CS SEMINAR

Using low precision floating-point for Distributed Deep Learning

Speaker
Mr Han Ruobing, PhD student, Georgia Institute of Technology, USA
Chaired by
Dr YOU Yang, NUS Presidential Young Professor, School of Computing
youy@comp.nus.edu.sg

22 Mar 2021 Monday, 10:00 AM to 11:30 AM

via Zoom

Abstract:
In recent years, distributed deep learning is becoming popular in industry and academia. Although researchers want to use distributed systems for training, it has been reported that the communication cost for synchronizing gradients can be a bottleneck, which limits the scalability of distributed training. Using low-precision gradients is a promising technique for reducing the bandwidth requirement. Focusing on this dilemma, we propose Auto Precision Scaling (APS), an algorithm that can improve the accuracy when we communicate gradients by low-precision floating-point values. APS can improve the accuracy for all precisions with a trivial communication cost. Our experimental results show that for both image classification and segmentation, applying APS can train the state-of-the-art models by 8-bit floating-point gradients with no or only a tiny accuracy loss. Furthermore, we can avoid any accuracy loss by designing a hybrid-precision technique. Finally, we propose a performance model to evaluate the proposed method.
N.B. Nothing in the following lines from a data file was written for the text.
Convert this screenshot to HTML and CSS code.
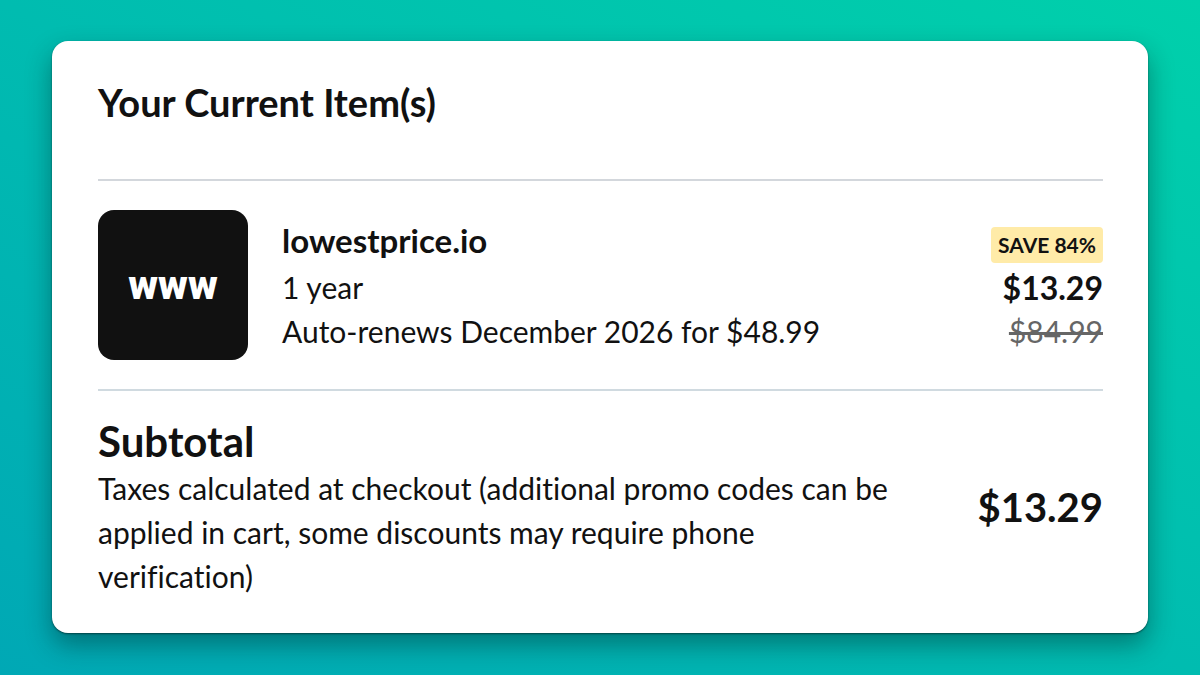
FILE: index.html
```html
<!DOCTYPE html>
<html lang="en">
<head>
<meta charset="utf-8">
<title>Your Current Item(s)</title>
<meta name="viewport" content="width=device-width, initial-scale=1">
<link rel="stylesheet" href="styles.css">
</head>
<body>
<main class="card">
  <h1 class="title">Your Current Item(s)</h1>
  <section class="item">
    <div class="thumb">www</div>
    <div class="details">
      <h2 class="name">lowestprice.io</h2>
      <p class="text">1 year</p>
      <p class="text">Auto-renews December 2026 for $48.99</p>
    </div>
    <div class="pricing">
      <span class="badge">SAVE 84%</span>
      <strong class="price">$13.29</strong>
      <s class="old-price">$84.99</s>
    </div>
  </section>
  <section class="summary">
    <div class="summary-info">
      <h2 class="subtotal">Subtotal</h2>
      <p class="text">Taxes calculated at checkout (additional promo codes can be applied in cart, some discounts may require phone verification)</p>
    </div>
    <strong class="total">$13.29</strong>
  </section>
</main>
</body>
</html>
```

FILE: styles.css
```css
* {
  box-sizing: border-box;
}

body {
  margin: 0;
  min-height: 100vh;
  padding: 41px 52px;
  background: linear-gradient(to top right, #00a8b5, #00d0ab);
  color: #111;
  font-family: Lato, sans-serif;
  font-variant-ligatures: no-common-ligatures;
}

h1,
h2,
p {
  margin: 0;
}

.card {
  padding: 38px 45px 35px 46px;
  border-radius: 16px;
  background: #fff;
  box-shadow: 0 12px 26px rgba(0, 30, 30, 0.4), 0 1px 2px rgba(0, 0, 0, 0.5);
}

.title {
  padding-bottom: 54px;
  font-size: 38px;
  line-height: 46px;
}

.item {
  display: flex;
  align-items: center;
  gap: 34px;
  padding: 29px 0;
  border-top: 2px solid #d3d7dc;
  border-bottom: 2px solid #d0dae0;
}

.thumb {
  display: flex;
  align-items: center;
  justify-content: center;
  width: 150px;
  height: 150px;
  flex: none;
  border-radius: 16px;
  background: #111;
  color: #fff;
  font-family: Roboto, sans-serif;
  font-size: 41px;
  font-weight: 900;
  line-height: 46px;
}

.details {
  flex: 1;
}

.name {
  padding-bottom: 2px;
  font-size: 33px;
  line-height: 46px;
}

.text {
  font-size: 30px;
  line-height: 44px;
}

.pricing {
  display: flex;
  flex-direction: column;
  align-items: flex-end;
  align-self: flex-start;
  padding-top: 17px;
}

.badge {
  padding: 0 7px;
  border-radius: 4px;
  background: #ffeba8;
  font-size: 21px;
  font-weight: 700;
  line-height: 36px;
}

.price {
  margin-top: 4px;
  font-size: 32px;
  line-height: 42px;
}

.old-price {
  color: #666;
  font-size: 30px;
  line-height: 44px;
}

.summary {
  display: flex;
  align-items: center;
  justify-content: space-between;
  gap: 64px;
  padding-top: 25px;
}

.summary-info {
  max-width: 808px;
}

.subtotal {
  font-size: 42px;
  line-height: 50px;
}

.total {
  font-size: 40px;
}
```
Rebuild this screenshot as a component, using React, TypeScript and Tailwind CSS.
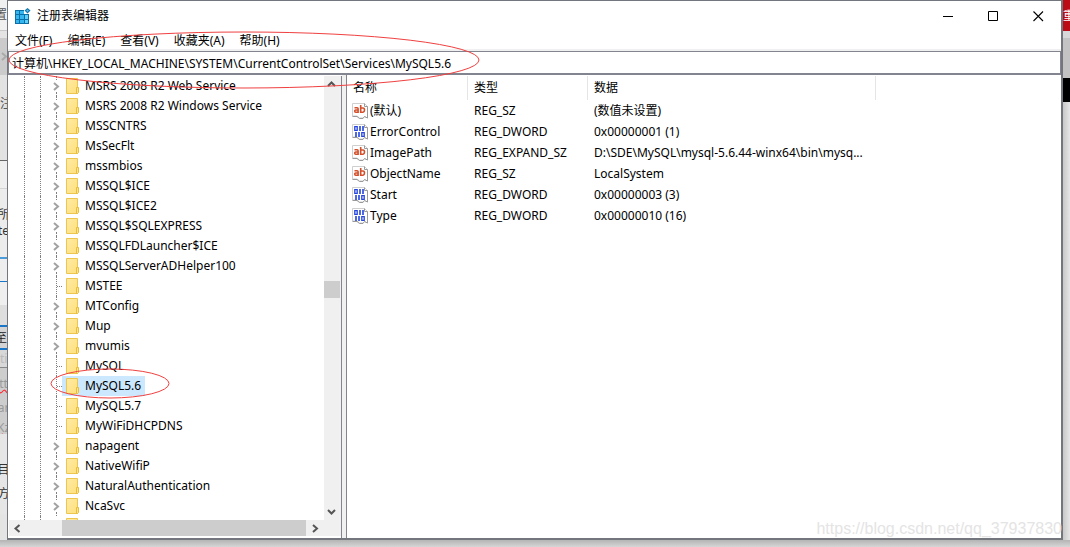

Our experimental results show that APS can get a significant speedup over the state-of-the-art method.


Biodata:
Ruobing Han is a PhD student at Georgia Institute of Technology, USA. Ruobing Han received his Bachelor degree in Computer Science from EECS college in Peking University. Ruobing's research interests include Parallel/Distributed Algorithms, Deep Learning, High-Performance Computing and architecture. The focus of Ruobing's current research is scaling up deep neural networks training on distributed systems. In 2018, his team broke the world record of ImageNet training speed for training AlexNet within 1.5 minutes. The corresponding paper has been accepted to IEEE transaction of Big Data and was reported by Synced, one of the most famous technology media. Ruobing has also interested in the development of open-source Deep Learning projects. Ruobing has contributed to a series of Deep Learning projects like MMDetection, MMSegmentation and MMCV. All these projects are accessible in Github and have more than 15k stars in total.